**OBJECTIVE:**
Restate the full listing word for word and leave the pictures out.

**INFORMATION SHOWN:**
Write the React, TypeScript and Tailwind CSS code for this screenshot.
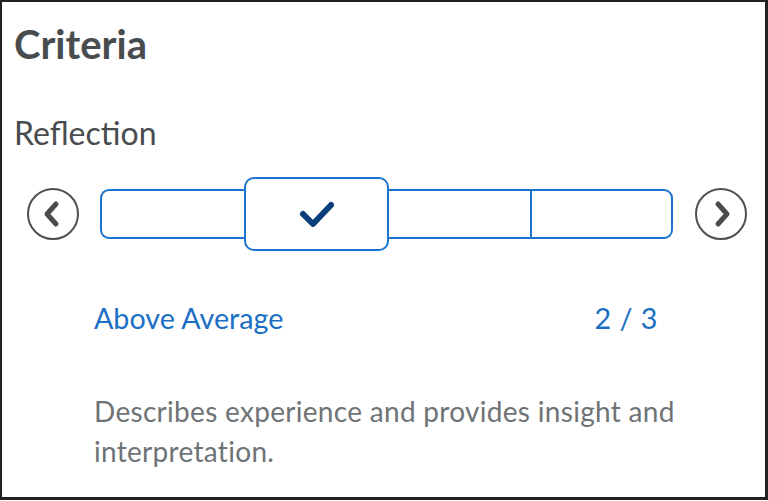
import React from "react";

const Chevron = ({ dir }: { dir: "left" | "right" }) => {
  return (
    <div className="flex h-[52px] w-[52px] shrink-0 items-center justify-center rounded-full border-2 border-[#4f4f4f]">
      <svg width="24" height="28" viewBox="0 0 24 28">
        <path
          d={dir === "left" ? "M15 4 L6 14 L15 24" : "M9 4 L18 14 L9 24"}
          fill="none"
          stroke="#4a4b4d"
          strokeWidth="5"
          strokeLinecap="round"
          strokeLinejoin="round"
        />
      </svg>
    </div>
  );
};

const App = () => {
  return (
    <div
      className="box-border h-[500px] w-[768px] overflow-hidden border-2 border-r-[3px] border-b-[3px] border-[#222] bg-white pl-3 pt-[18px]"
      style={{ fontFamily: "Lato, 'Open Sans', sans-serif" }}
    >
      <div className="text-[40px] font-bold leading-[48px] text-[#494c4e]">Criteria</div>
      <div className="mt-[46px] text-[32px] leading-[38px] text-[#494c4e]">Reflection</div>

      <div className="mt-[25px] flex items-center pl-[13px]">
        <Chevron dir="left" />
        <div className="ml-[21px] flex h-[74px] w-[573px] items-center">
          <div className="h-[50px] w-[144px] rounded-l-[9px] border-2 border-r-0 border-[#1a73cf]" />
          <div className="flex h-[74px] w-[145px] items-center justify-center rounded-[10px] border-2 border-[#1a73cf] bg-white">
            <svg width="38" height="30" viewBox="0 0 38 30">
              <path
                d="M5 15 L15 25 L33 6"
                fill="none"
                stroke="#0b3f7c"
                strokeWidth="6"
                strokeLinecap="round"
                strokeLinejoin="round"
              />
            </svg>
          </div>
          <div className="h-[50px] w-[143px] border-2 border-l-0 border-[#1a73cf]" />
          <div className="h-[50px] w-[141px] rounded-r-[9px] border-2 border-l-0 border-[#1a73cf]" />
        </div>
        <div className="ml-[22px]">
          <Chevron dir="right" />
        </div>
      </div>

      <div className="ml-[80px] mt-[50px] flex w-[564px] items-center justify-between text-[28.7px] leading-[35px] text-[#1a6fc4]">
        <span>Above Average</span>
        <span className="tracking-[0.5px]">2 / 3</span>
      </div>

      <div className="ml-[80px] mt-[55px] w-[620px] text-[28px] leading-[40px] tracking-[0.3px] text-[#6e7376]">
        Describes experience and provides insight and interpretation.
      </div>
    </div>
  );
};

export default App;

**EXERCISE RESULT:**
Write the React, TypeScript and Tailwind CSS code for this screenshot.
import React from "react";

const Chevron = ({ dir }: { dir: "left" | "right" }) => {
  return (
    <div className="flex h-[52px] w-[52px] shrink-0 items-center justify-center rounded-full border-2 border-[#4f4f4f]">
      <svg width="24" height="28" viewBox="0 0 24 28">
        <path
          d={dir === "left" ? "M15 4 L6 14 L15 24" : "M9 4 L18 14 L9 24"}
          fill="none"
          stroke="#4a4b4d"
          strokeWidth="5"
          strokeLinecap="round"
          strokeLinejoin="round"
        />
      </svg>
    </div>
  );
};

const App = () => {
  return (
    <div
      className="box-border h-[500px] w-[768px] overflow-hidden border-2 border-r-[3px] border-b-[3px] border-[#222] bg-white pl-3 pt-[18px]"
      style={{ fontFamily: "Lato, 'Open Sans', sans-serif" }}
    >
      <div className="text-[40px] font-bold leading-[48px] text-[#494c4e]">Criteria</div>
      <div className="mt-[46px] text-[32px] leading-[38px] text-[#494c4e]">Reflection</div>

      <div className="mt-[25px] flex items-center pl-[13px]">
        <Chevron dir="left" />
        <div className="ml-[21px] flex h-[74px] w-[573px] items-center">
          <div className="h-[50px] w-[144px] rounded-l-[9px] border-2 border-r-0 border-[#1a73cf]" />
          <div className="flex h-[74px] w-[145px] items-center justify-center rounded-[10px] border-2 border-[#1a73cf] bg-white">
            <svg width="38" height="30" viewBox="0 0 38 30">
              <path
                d="M5 15 L15 25 L33 6"
                fill="none"
                stroke="#0b3f7c"
                strokeWidth="6"
                strokeLinecap="round"
                strokeLinejoin="round"
              />
            </svg>
          </div>
          <div className="h-[50px] w-[143px] border-2 border-l-0 border-[#1a73cf]" />
          <div className="h-[50px] w-[141px] rounded-r-[9px] border-2 border-l-0 border-[#1a73cf]" />
        </div>
        <div className="ml-[22px]">
          <Chevron dir="right" />
        </div>
      </div>

      <div className="ml-[80px] mt-[50px] flex w-[564px] items-center justify-between text-[28.7px] leading-[35px] text-[#1a6fc4]">
        <span>Above Average</span>
        <span className="tracking-[0.5px]">2 / 3</span>
      </div>

      <div className="ml-[80px] mt-[55px] w-[620px] text-[28px] leading-[40px] tracking-[0.3px] text-[#6e7376]">
        Describes experience and provides insight and interpretation.
      </div>
    </div>
  );
};

export default App;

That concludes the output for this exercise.